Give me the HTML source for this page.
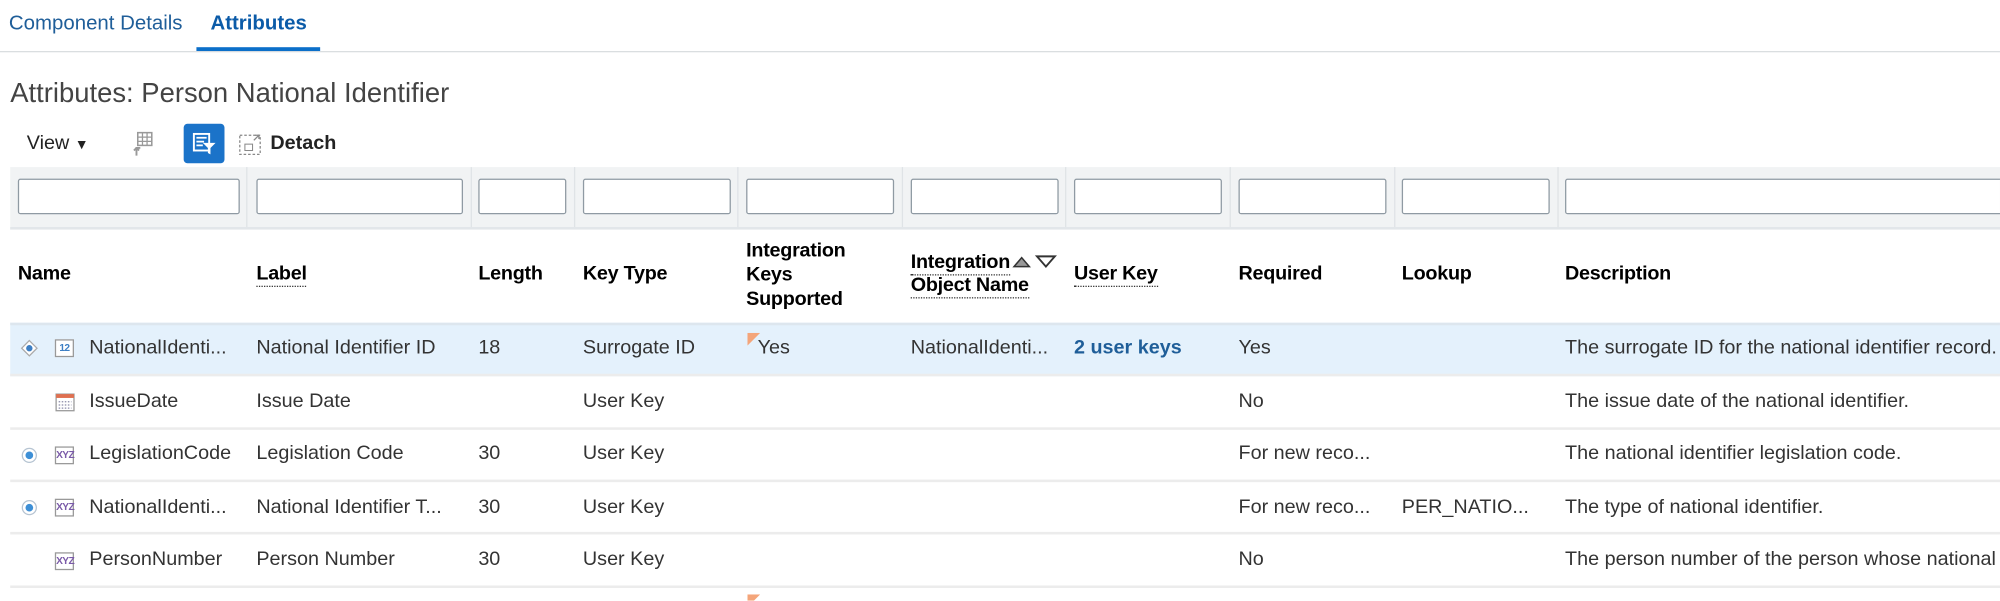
<!DOCTYPE html>
<html><head><meta charset="utf-8"><style>
html,body{margin:0;padding:0;background:#fff;width:2000px;height:600px;overflow:hidden}
#w{position:absolute;left:0;top:0;width:1568px;height:471px;overflow:hidden;transform:scale(1.2755);transform-origin:0 0;font-family:"Liberation Sans",Arial,sans-serif;color:#333}
.a{position:absolute;white-space:nowrap}
.t{font-size:15.5px}
.h{font-size:15.5px;font-weight:bold;color:#000;letter-spacing:-0.2px}
.u{border-bottom:1px dotted #333;padding-bottom:1px}
.inp{position:absolute;top:140px;height:28px;border:1px solid #8f9aa3;border-radius:2px;background:#fff;box-sizing:border-box}
.vd{position:absolute;top:131px;height:47px;width:1px;background:#dfe3e6}
.row{position:absolute;left:8px;width:1560px;border-bottom:2px solid #ececec;box-sizing:border-box}
.ic{position:absolute;left:43px;width:15px;height:14px;border:1px solid #999;background:#fff;box-sizing:border-box;font-size:8px;color:#7a5aa8;text-align:center;line-height:12px;font-weight:bold;letter-spacing:-0.5px}
.rad{position:absolute;left:17px;width:12px;height:12px;border-radius:50%;border:1px solid #b6c4d2;background:#fff;box-sizing:border-box}
.rad:after{content:"";position:absolute;left:2px;top:2px;width:6px;height:6px;border-radius:50%;background:#3d8fd6}
</style></head><body><div id="w">
<div class="a" style="left:7px;top:10px;font-size:16px;color:#1f5e99">Component Details</div>
<div class="a" style="left:165px;top:10px;font-size:16px;color:#0b5ba8;font-weight:bold">Attributes</div>
<div class="a" style="left:0;top:40px;width:1568px;height:1px;background:#d9dde0"></div>
<div class="a" style="left:154px;top:37px;width:97px;height:3px;background:#0b6fc9"></div>
<div class="a" style="left:8px;top:61px;font-size:21.5px;color:#444;font-weight:300">Attributes: Person National Identifier</div>
<div class="a" style="left:21px;top:104px;font-size:15.5px;color:#222">View <span style="font-size:11px">&#9660;</span></div>
<svg class="a" style="left:103px;top:103px" width="18" height="20" viewBox="0 0 18 20"><rect x="5" y="1" width="11" height="10" fill="none" stroke="#999" stroke-width="1.2"/><path d="M5 4.5h11M5 7.8h11M8.7 1v10M12.3 1v10" stroke="#999" stroke-width="1"/><path d="M4 19v-6h3M4 13l-2 2M4 13l2 2" stroke="#999" stroke-width="1.5" fill="none"/></svg>
<div class="a" style="left:144px;top:97px;width:32px;height:31px;background:#1b73c9;border-radius:3px"></div>
<svg class="a" style="left:150px;top:103px" width="20" height="19" viewBox="0 0 20 19"><rect x="2" y="2" width="12" height="13" fill="none" stroke="#fff" stroke-width="1.5"/><path d="M4 5h8M4 8h6M4 11h5" stroke="#fff" stroke-width="1.4"/><path d="M9 9h10l-4 4v5l-2-1v-4z" fill="#fff"/></svg>
<svg class="a" style="left:187px;top:104px" width="19" height="18" viewBox="0 0 19 18"><rect x="1" y="2" width="16" height="15" fill="none" stroke="#888" stroke-dasharray="2 1.5"/><rect x="5" y="9" width="6" height="5" fill="none" stroke="#888" stroke-width=".8"/><path d="M12 6l4-4M13 2h3v3" stroke="#888" fill="none"/></svg>
<div class="a" style="left:212px;top:104px;font-size:15.5px;font-weight:bold;color:#222">Detach</div>
<div class="a" style="left:8px;top:131px;width:1560px;height:47px;background:#f1f3f4;border-bottom:2px solid #e2e6e9"></div>
<div class="vd" style="left:193px"></div><div class="vd" style="left:369px"></div><div class="vd" style="left:450px"></div><div class="vd" style="left:578px"></div><div class="vd" style="left:707px"></div><div class="vd" style="left:835px"></div><div class="vd" style="left:964px"></div><div class="vd" style="left:1093px"></div><div class="vd" style="left:1221px"></div>
<div class="inp" style="left:14px;width:174px"></div><div class="inp" style="left:201px;width:162px"></div><div class="inp" style="left:375px;width:69px"></div><div class="inp" style="left:457px;width:116px"></div><div class="inp" style="left:585px;width:116px"></div><div class="inp" style="left:714px;width:116px"></div><div class="inp" style="left:842px;width:116px"></div><div class="inp" style="left:971px;width:116px"></div><div class="inp" style="left:1099px;width:116px"></div><div class="inp" style="left:1227px;width:360px"></div>
<div class="a h" style="left:14px;top:206px">Name</div>
<div class="a h" style="left:201px;top:206px"><span class="u">Label</span></div>
<div class="a h" style="left:375px;top:206px">Length</div>
<div class="a h" style="left:457px;top:206px">Key Type</div>
<div class="a h" style="left:585px;top:187px;line-height:19px">Integration<br>Keys<br>Supported</div>
<div class="a h" style="left:714px;top:197px;line-height:18px"><span class="u">Integration</span><br><span class="u">Object Name</span></div>
<svg class="a" style="left:793px;top:199px" width="38" height="12" viewBox="0 0 38 12"><path d="M2 10L8 3L14 10Z" fill="#999" stroke="#333" stroke-width="1.2"/><path d="M20 2h14L27 10Z" fill="#fff" stroke="#333" stroke-width="1.5"/></svg>
<div class="a h" style="left:842px;top:206px"><span class="u">User Key</span></div>
<div class="a h" style="left:971px;top:206px">Required</div>
<div class="a h" style="left:1099px;top:206px">Lookup</div>
<div class="a h" style="left:1227px;top:206px">Description</div>
<div class="row" style="top:253px;height:42px;background:#e4f1fc;border-top:2px solid #dde6ee"></div>
<div class="row" style="top:295px;height:42px"></div>
<div class="row" style="top:337px;height:41px"></div>
<div class="row" style="top:378px;height:41px"></div>
<div class="row" style="top:419px;height:42px"></div>
<svg class="a" style="left:16px;top:266px" width="14" height="14" viewBox="0 0 14 14"><path d="M7 1L13 7L7 13L1 7Z" fill="#fff" stroke="#aaa"/><circle cx="7" cy="7" r="2.5" fill="#3d7fc4"/></svg>
<div class="ic" style="top:266px;color:#3d7fc4">12</div>
<svg class="a" style="left:43px;top:306px" width="16" height="17" viewBox="0 0 16 17"><rect x="1" y="3" width="14" height="13" fill="#fff" stroke="#999"/><rect x="1" y="3" width="14" height="3" fill="#e07050"/><path d="M3 9h10M3 11.5h10M3 14h10" stroke="#8a8aa8" stroke-dasharray="1.2 1.2"/></svg>
<div class="rad" style="top:351px"></div><div class="ic" style="top:350px">XYZ</div>
<div class="rad" style="top:392px"></div><div class="ic" style="top:391px">XYZ</div>
<div class="ic" style="top:433px">XYZ</div>
<div class="a t" style="left:70px;top:264px">NationalIdenti...</div>
<div class="a t" style="left:70px;top:306px">IssueDate</div>
<div class="a t" style="left:70px;top:347px">LegislationCode</div>
<div class="a t" style="left:70px;top:389px">NationalIdenti...</div>
<div class="a t" style="left:70px;top:430px">PersonNumber</div>
<div class="a t" style="left:201px;top:264px">National Identifier ID</div>
<div class="a t" style="left:201px;top:306px">Issue Date</div>
<div class="a t" style="left:201px;top:347px">Legislation Code</div>
<div class="a t" style="left:201px;top:389px">National Identifier T...</div>
<div class="a t" style="left:201px;top:430px">Person Number</div>
<div class="a t" style="left:375px;top:264px">18</div>
<div class="a t" style="left:375px;top:347px">30</div>
<div class="a t" style="left:375px;top:389px">30</div>
<div class="a t" style="left:375px;top:430px">30</div>
<div class="a t" style="left:457px;top:264px">Surrogate ID</div>
<div class="a t" style="left:457px;top:306px">User Key</div>
<div class="a t" style="left:457px;top:347px">User Key</div>
<div class="a t" style="left:457px;top:389px">User Key</div>
<div class="a t" style="left:457px;top:430px">User Key</div>
<svg class="a" style="left:586px;top:261px" width="10" height="10"><path d="M0 0H10L0 10Z" fill="#f4a57a"/></svg>
<svg class="a" style="left:586px;top:466px" width="10" height="5"><path d="M0 0H10L5 5H0Z" fill="#f4a57a"/></svg>
<div class="a t" style="left:594px;top:264px">Yes</div>
<div class="a t" style="left:714px;top:264px">NationalIdenti...</div>
<div class="a t" style="left:842px;top:264px;color:#1f5e99;font-weight:bold">2 user keys</div>
<div class="a t" style="left:971px;top:264px">Yes</div>
<div class="a t" style="left:971px;top:306px">No</div>
<div class="a t" style="left:971px;top:347px">For new reco...</div>
<div class="a t" style="left:971px;top:389px">For new reco...</div>
<div class="a t" style="left:971px;top:430px">No</div>
<div class="a t" style="left:1099px;top:389px">PER_NATIO...</div>
<div class="a t" style="left:1227px;top:264px">The surrogate ID for the national identifier record.</div>
<div class="a t" style="left:1227px;top:306px">The issue date of the national identifier.</div>
<div class="a t" style="left:1227px;top:347px">The national identifier legislation code.</div>
<div class="a t" style="left:1227px;top:389px">The type of national identifier.</div>
<div class="a t" style="left:1227px;top:430px">The person number of the person whose national identifier this is.</div>
</div></body></html>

:: WORK INSTRUCTIONS ::
Look back over the material above and state how many lines hold the word "this". Write the number and nothing else.

:: ANSWER ::
2